そんな負の印象を跡形もなく吹き飛ばしたのが、2020年に発売された「Sign O’ The Times : Super Deluxe Edition」収録の初期バージョン「Forever In My Life (Early Vocal Run-Through)」。

寿限無はわが耳を疑った。
これがあの「Forever In My Life」?

そこには、愛溢れる歌詞に相応しい美しいメロディーが添えられていたのだ。

Forever In My Life (Early Vocal Run-Through) (2020 Remaster)

これも天才アーティストが仕掛けたトリックなのか?

この曲、実は当時の恋人スザンナの為に書かれ、彼女の前で歌われたプリンスのとって大切な曲。
曲調は優しく幸福感に溢れ、涙が溢れそうになるステキな曲なのだ。
寿限無はこの曲に心を打たれ、プリンスの好きな曲NO.1になってしまった。

ああ、なんて素晴らしい曲だろう・・・
まさか、こんな名曲が隠されていたなんて!
プリンスの意地悪!
ばかばかばか!もう知らない!

だが、幸福感に包まれるのは曲の前半だけ。
後半、曲調はオリジナル同様に不穏な雰囲気に変り、無表情のまま淡々と演奏され最後はフェードアウトで終了する。
この変化は何を意味しているのだろう?

「Forever In My Life (Early Vocal Run-Through)」の曲が完成して間もなく、スザンナとの関係にピリオドを打ち、「Sign O’ The Times (1986年)」には前編不穏な雰囲気に満ちたオリジナルバージョンが収録されたのであった・・・

そこには、幸福感に包まれたプリンスの姿はなく、リスナーのマインドに音楽革命を起こす「怪物プリンス」の咆哮だけが静かに鳴り響いていた。

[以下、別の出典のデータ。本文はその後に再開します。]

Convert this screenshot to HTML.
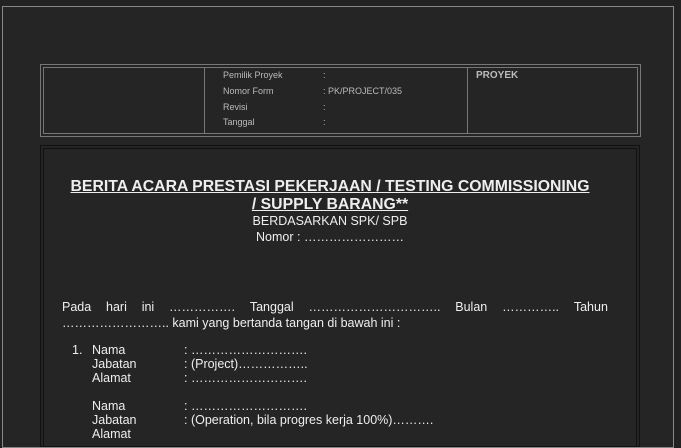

本来、「Forever In My Life (Early Vocal Run-Through)」は世に出るべき曲ではなかったのかも知れない。
プリンスの極めてプライベートな恋心を綴った曲。

きっと、プリンスは予感していたんだ。
ハッピーエンドにならない結末を…

類い希ない才能を持つ青年は己一人の幸福と決別し、その天賦の才が命じるまま「Forever In My Life (1986)」オリジナルバージョンを歌い上げる選択をしたのだ。

一人のアーティストとして。

我々ファンの為に。

ありがとうプリンス。

あなたと同じ時代に生きた幸運を神に感謝します。

「Sign O’ The Times : Super Deluxe Edition」が発売された2020年9月25日のこの日、全プリンスファンが幸福の涙で包まれたのでした。